Pending Cases to Watch

As of early 2026, the Supreme Court is considering petitions in two assault weapons cases. Viramontes v. Cook County challenges a local assault weapons ban, and the petition has been distributed for conference repeatedly since January 2026 without a decision to grant or deny review.12Supreme Court of the United States. Viramontes v. Cook County, No. 25-238 National Association for Gun Rights v. Lamont challenges a state-level ban and remains pending as well. Multiple relistings often signal that the Justices are seriously considering whether to take a case rather than simply denying it.

Separately, Duncan v. Bonta challenges a state ban on magazines holding more than ten rounds. That case has also been distributed for multiple conferences in early 2026.13Supreme Court of the United States. Duncan v. Bonta, No. 25-198 A ruling on magazine capacity limits could have implications beyond magazines themselves, since the constitutional analysis — whether these items are “arms” protected by the Second Amendment and whether historical tradition supports restricting them — overlaps heavily with the assault weapons question.
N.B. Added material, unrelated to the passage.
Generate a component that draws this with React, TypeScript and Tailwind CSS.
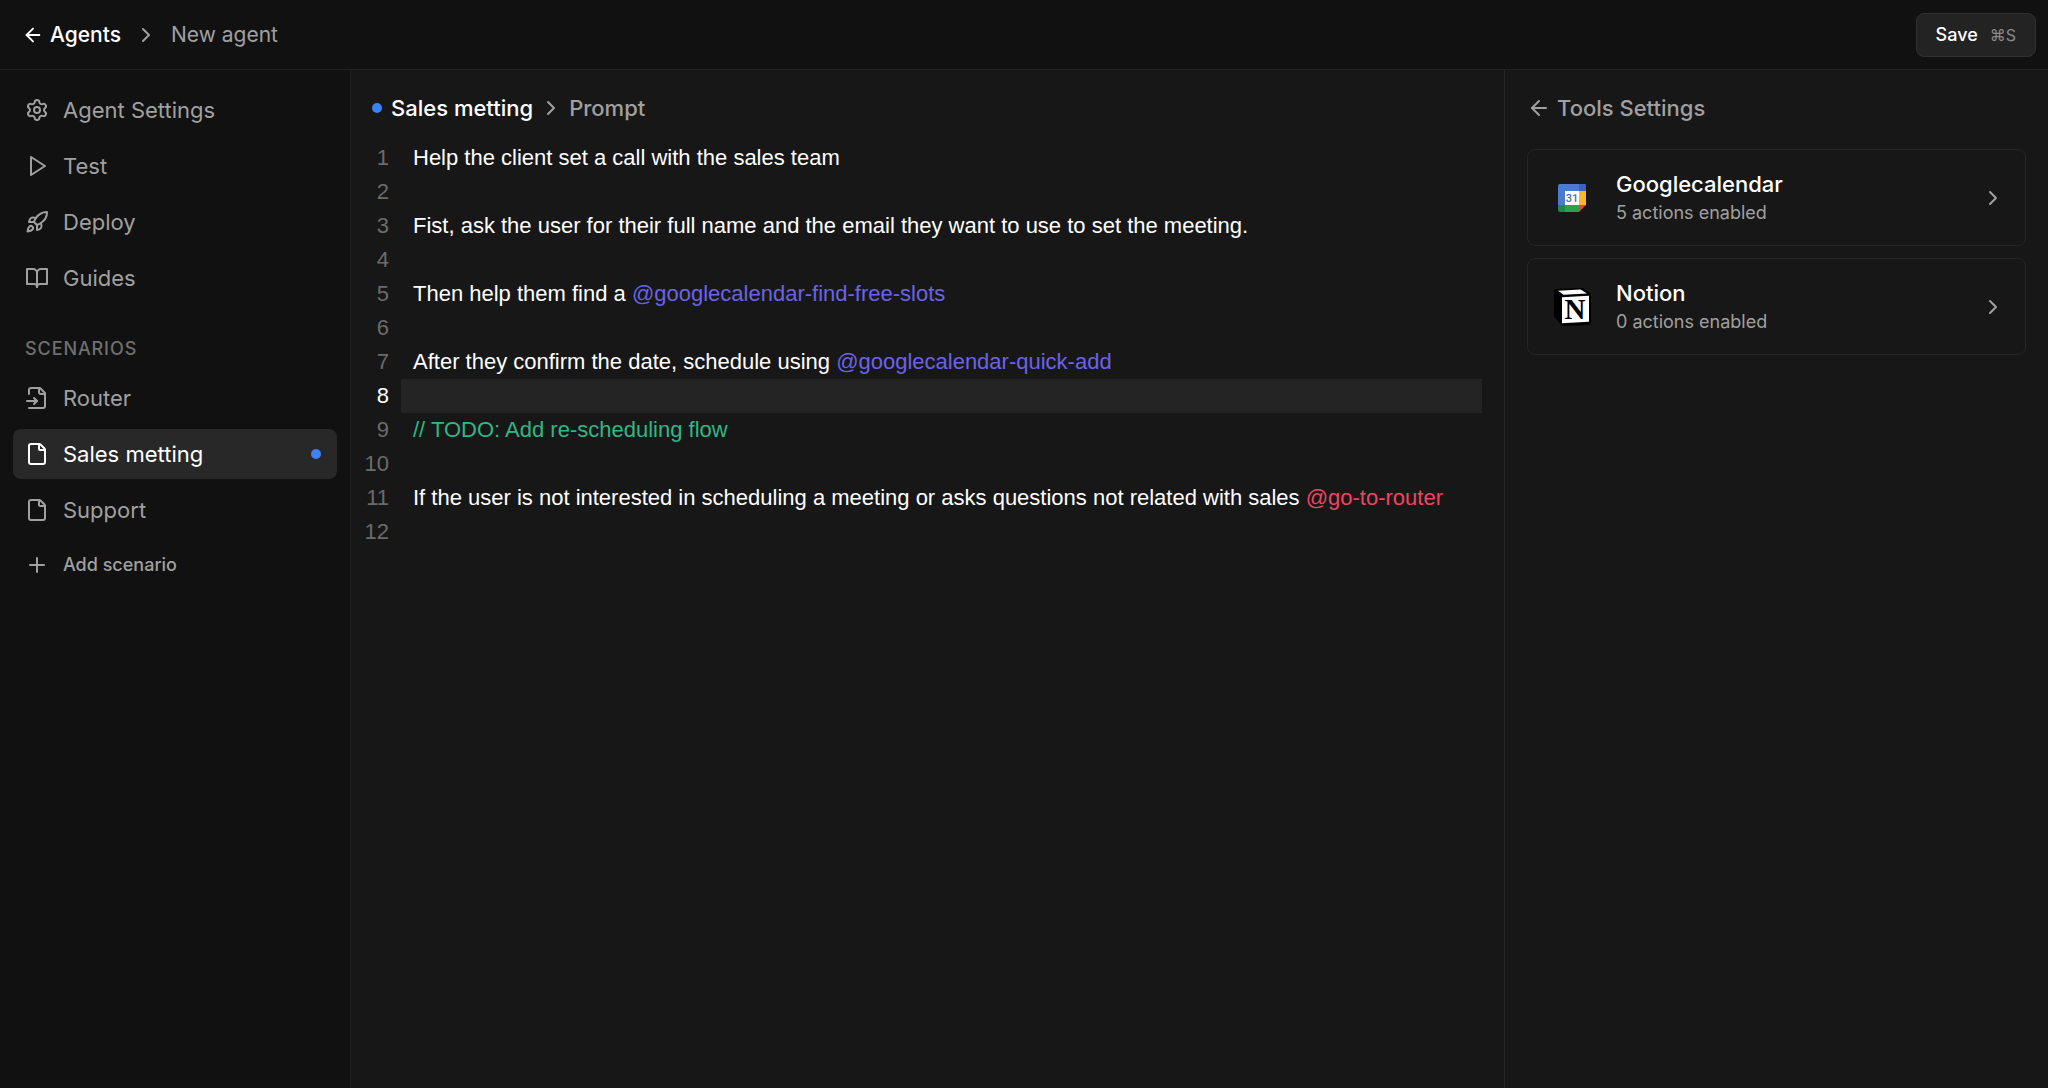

No one can predict what the Court will do, but the combination of Kavanaugh’s 2025 statement and the repeated relisting of multiple firearms cases suggests the Court is preparing to take up this issue. If it does, the resulting decision could either validate existing state bans or invalidate them wholesale — with enormous consequences for gun owners, state legislators, and the ten states currently enforcing these laws.